Well maybe, but one thing it does do is pour scorn on any claim that the public are incapable of acquiring the skills necessary to shoot for self defence while possessing a detailed understanding of safe handling and backstops. I’ve lost count of the number of folks who wrongly assert this nonsense – and I have to say most are generally UK citizens. If you can learn to drive, you can learn to shoot and you can learn to shoot well !

I own a cheapy BB air pistol (a Remington 1911) that I bought second hand for a tenner some years ago. It doesn’t work overly well (the accuracy is ridiculously bad), but the slide cycles and the hammer locks back. I use that toy gun for quiet dry fire training every day for around 5 minutes, as I found that even my air rifle shooting improved. Also, I know that any time I do get a chance to visit a gun range, I am trained and ready to avoid flinch.

Dry firing is a very simple technique, but believe me when I say it is astonishingly effective and well worth knowing about before you visit a range. It is a technique that I have shared far and wide on bookface before I left a couple of years back and even very experienced shooters in the States came back to thank me afterwards.

My thanks to Chuck and my very best regards to any SEAL readers out there.
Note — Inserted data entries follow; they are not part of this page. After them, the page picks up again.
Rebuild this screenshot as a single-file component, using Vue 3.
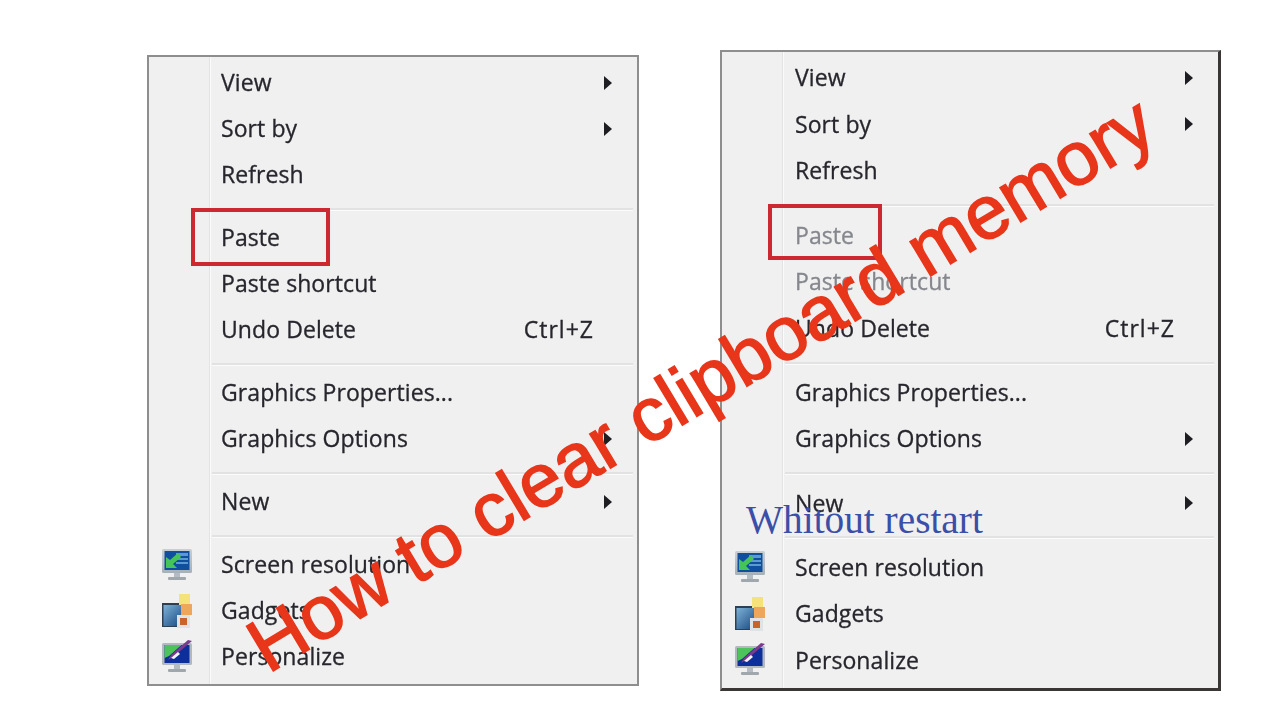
<script setup>
const groups = [
  [
    { label: 'View', arrow: true },
    { label: 'Sort by', arrow: true },
    { label: 'Refresh' }
  ],
  [
    { label: 'Paste', pasteItem: true },
    { label: 'Paste shortcut', pasteItem: true },
    { label: 'Undo Delete', shortcut: 'Ctrl+Z' }
  ],
  [
    { label: 'Graphics Properties...' },
    { label: 'Graphics Options', arrow: true }
  ],
  [{ label: 'New', arrow: true }],
  [
    { label: 'Screen resolution', icon: 'screen' },
    { label: 'Gadgets', icon: 'gadgets' },
    { label: 'Personalize', icon: 'personalize' }
  ]
]

const menus = [
  { id: 'left', disabled: false },
  { id: 'right', disabled: true }
]
</script>

<template>
  <div class="page">
    <div class="menus">
      <div v-for="menu in menus" :key="menu.id" class="menu" :class="'menu-' + menu.id">
        <template v-for="(group, i) in groups" :key="i">
          <div v-if="i > 0" class="sep"></div>
          <div
            v-for="item in group"
            :key="item.label"
            class="row"
            :class="{ disabled: menu.disabled && item.pasteItem }"
          >
            <div class="icon-cell">
              <svg v-if="item.icon === 'screen'" width="32" height="34" viewBox="0 0 32 34">
                <defs>
                  <linearGradient :id="menu.id + 'bez1'" x1="0" y1="0" x2="0" y2="1">
                    <stop offset="0" stop-color="#c8d0d6" /><stop offset="1" stop-color="#a6b0b8" />
                  </linearGradient>
                </defs>
                <rect x="1" y="1" width="30" height="24" rx="1.5" :fill="`url(#${menu.id}bez1)`" />
                <rect x="3.500" y="3" width="25" height="19" fill="#0f4f9f" />
                <path d="M15 5h12v3H15zM15 10h12v2H15zM15 14h12v2H15z" fill="#5a9ad0" />
                <path d="M17 5 L9 12 L5 9 L5 20 L16 20 L12 16 L20 9Z" fill="#45c45a" />
                <rect x="13" y="25" width="6" height="4" fill="#b4bcc2" />
                <rect x="7" y="29" width="18" height="3" rx="1" fill="#a0a8ae" />
              </svg>
              <svg v-else-if="item.icon === 'gadgets'" width="32" height="36" viewBox="0 0 32 36">
                <defs>
                  <linearGradient :id="menu.id + 'win'" x1="0" y1="0" x2="1" y2="1">
                    <stop offset="0" stop-color="#7fb2d6" /><stop offset="1" stop-color="#12457f" />
                  </linearGradient>
                </defs>
                <rect x="1" y="10" width="23" height="24" fill="#2d3f52" />
                <rect x="2.500" y="12" width="20" height="21" :fill="`url(#${menu.id}win)`" />
                <rect x="18" y="1" width="11" height="11" fill="#f5e27a" />
                <rect x="20" y="11" width="11" height="11" fill="#eea65a" />
                <rect x="16" y="22" width="13" height="13" fill="#dfe3e6" />
                <rect x="19" y="25" width="7" height="7" fill="#c9622c" />
              </svg>
              <svg v-else-if="item.icon === 'personalize'" width="32" height="34" viewBox="0 0 32 34">
                <rect x="1" y="3" width="30" height="22" rx="1.500" fill="#b2bac0" />
                <rect x="3.500" y="5" width="25" height="18" fill="#0c2f9c" />
                <path d="M3.500 5h17L8 16l-4.500 2z" fill="#4cc45a" />
                <path d="M31 1 L12 17 L7 20 L10 15 L27 0Z" fill="#7b3a8c" />
                <path d="M17 12 L10 18 L13 19 L19 14Z" fill="#f4f4f8" />
                <rect x="13" y="25" width="6" height="4" fill="#b4bcc2" />
                <rect x="7" y="29" width="18" height="3" rx="1" fill="#a0a8ae" />
              </svg>
            </div>
            <span class="label">{{ item.label }}</span>
            <span v-if="item.shortcut" class="shortcut">{{ item.shortcut }}</span>
            <span v-if="item.arrow" class="arrow"></span>
          </div>
        </template>
      </div>
    </div>

    <div class="red-box red-box-left"></div>
    <div class="red-box red-box-right"></div>
    <div class="subtitle">Whitout restart</div>
    <div class="title">How to clear clipboard memory</div>
  </div>
</template>

<style scoped>
.page {
  position: relative;
  width: 1280px;
  height: 720px;
  background: #fff;
  overflow: hidden;
  font-family: "Open Sans", "Noto Sans", sans-serif;
}

.menus {
  display: flex;
  align-items: flex-start;
  padding-left: 147px;
  gap: 81px;
}

.menu {
  box-sizing: border-box;
  display: flex;
  flex-direction: column;
  padding-top: 2.5px;
  background: linear-gradient(90deg, #e3e3e3, #e3e3e3) no-repeat 60px 0 / 1px 100%,
    linear-gradient(90deg, #fbfbfb, #fbfbfb) no-repeat 61px 0 / 1px 100%,
    #f0f0f0;
  color: #26262c;
  filter: blur(0.4px);
}

.menu-left {
  width: 492px;
  height: 631px;
  margin-top: 55px;
  border: 2px solid #8e8e8e;
  --row: 46px;
  --sep: 17px;
}

.menu-right {
  width: 501px;
  height: 641px;
  margin-top: 50px;
  border: 2px solid #8e8e8e;
  border-right: 3px solid #3a3635;
  border-bottom: 3px solid #3a3635;
  --row: 46.6px;
  --sep: 17.5px;
}

.menu-right .icon-cell {
  width: 73px;
}

.row {
  display: flex;
  align-items: center;
  height: var(--row);
  padding-right: 25px;
  font-size: 23px;
  line-height: 1;
  letter-spacing: 0.08px;
  -webkit-text-stroke: 0.3px currentColor;
}

.disabled {
  color: #85878d;
}

.icon-cell {
  box-sizing: border-box;
  width: 72px;
  flex: none;
  padding-left: 12px;
  display: flex;
  align-items: center;
}

.icon-cell svg {
  filter: blur(0.5px);
}

.label {
  flex: 1;
  white-space: nowrap;
}

.shortcut {
  margin-right: 18px;
  letter-spacing: 1px;
}

.arrow {
  width: 0;
  height: 0;
  border-left: 8px solid #1e1e22;
  border-top: 7px solid transparent;
  border-bottom: 7px solid transparent;
}

.sep {
  position: relative;
  height: var(--sep);
  flex: none;
}

.sep::after {
  content: '';
  position: absolute;
  left: 63px;
  right: 4px;
  top: 10px;
  height: 2px;
  background: #e2e2e2;
  border-bottom: 1px solid #fbfbfb;
}

.red-box {
  position: absolute;
  box-sizing: border-box;
  border: 4px solid #cb2832;
}

.red-box-left {
  left: 191px;
  top: 208px;
  width: 139px;
  height: 58px;
}

.red-box-right {
  left: 768px;
  top: 204px;
  width: 114px;
  height: 56px;
}

.subtitle {
  position: absolute;
  left: 746px;
  top: 498px;
  font-family: "Liberation Serif", serif;
  font-size: 39.3px;
  line-height: 44px;
  color: #3b4ea8;
  white-space: nowrap;
}

.title {
  position: absolute;
  left: 268px;
  top: 604px;
  font-family: "Liberation Sans", Arial, sans-serif;
  font-size: 75.5px;
  line-height: 88px;
  color: #e8361a;
  -webkit-text-stroke: 1.6px #e8361a;
  white-space: nowrap;
  transform-origin: 0 70px;
  transform: rotate(-31deg);
}
</style>
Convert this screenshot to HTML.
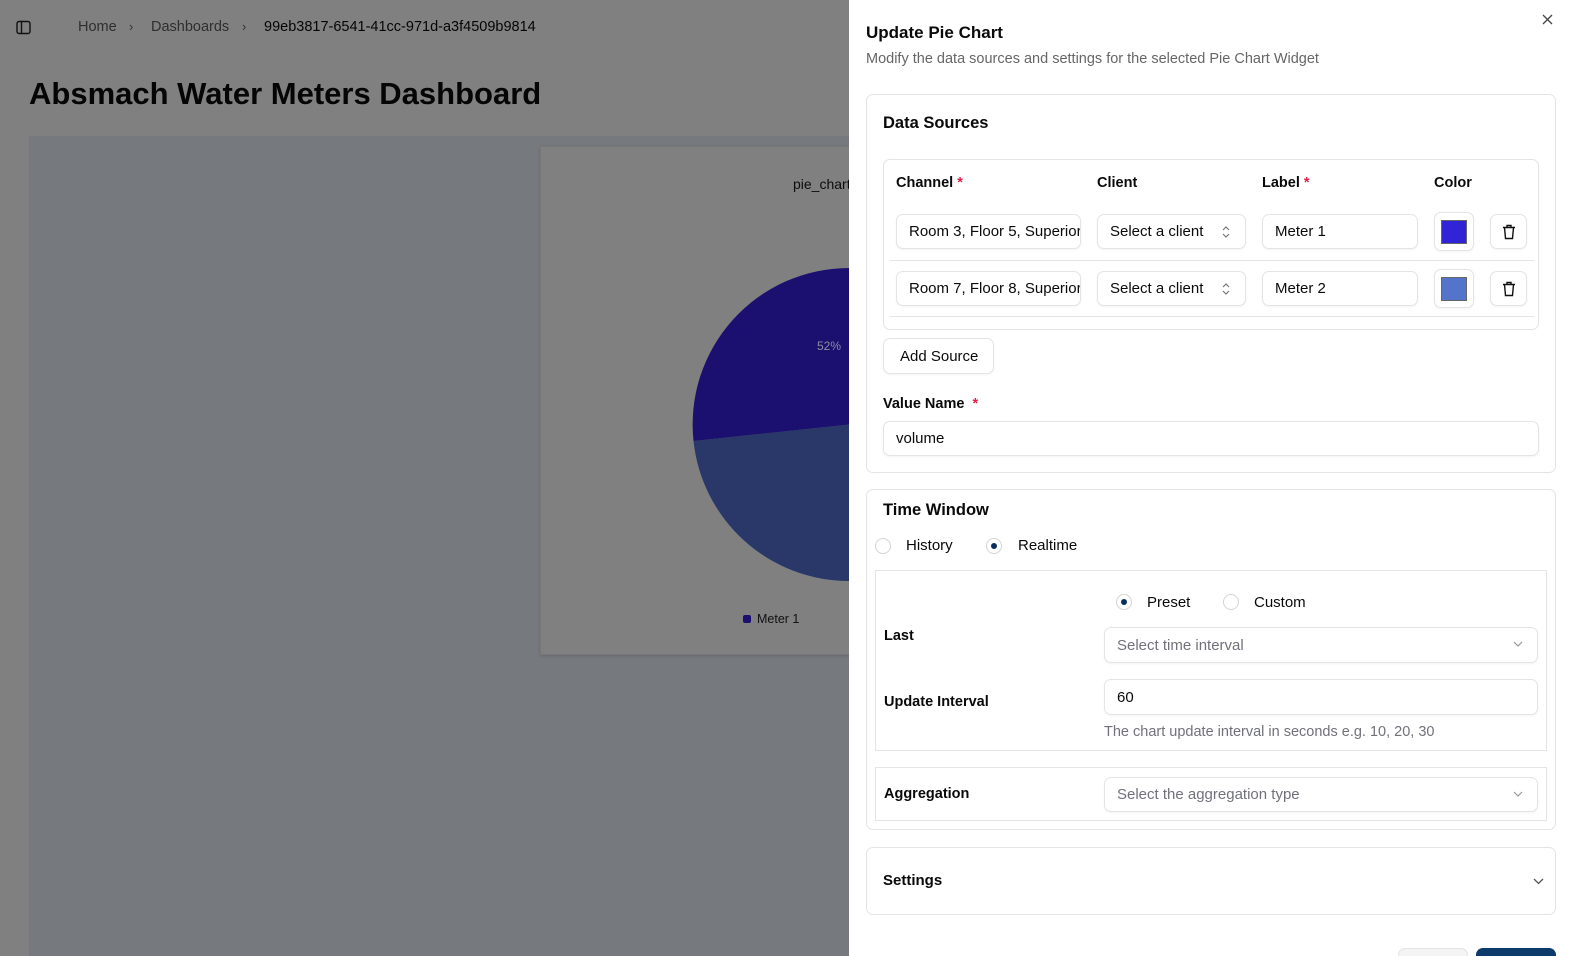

SAS and SEALS – the warrior elite!

Next Steps

The next instalment will be a critique of my favourite semi auto hand gun… the Sig P226 and also perhaps the little snubby CZ75 semi auto. Although I didn’t get much time to use that little pistol (loaned to me by the safety officer) I was struck by just how good it was.

The wonderful 9mm Sig Sauer P226 semi automatic hand gun
BankingBum at en.wikipedia, CC BY-SA 3.0, via Wikimedia Commons
CZ-75 SP-01 with extended-capacity magazine
Twiek, CC BY-SA 3.0, via Wikimedia Commons

The P226 has a nice characteristic that you can carry it safely with a round chambered but with the hammer decocked. In that state, the gun is drop safe but also double action on the first round. The CJ75 is a more conventional semi automatic but a perfect concealed carry weapon (CCW) because it is quite short and snubby.

Both are excellent personal self defence machines.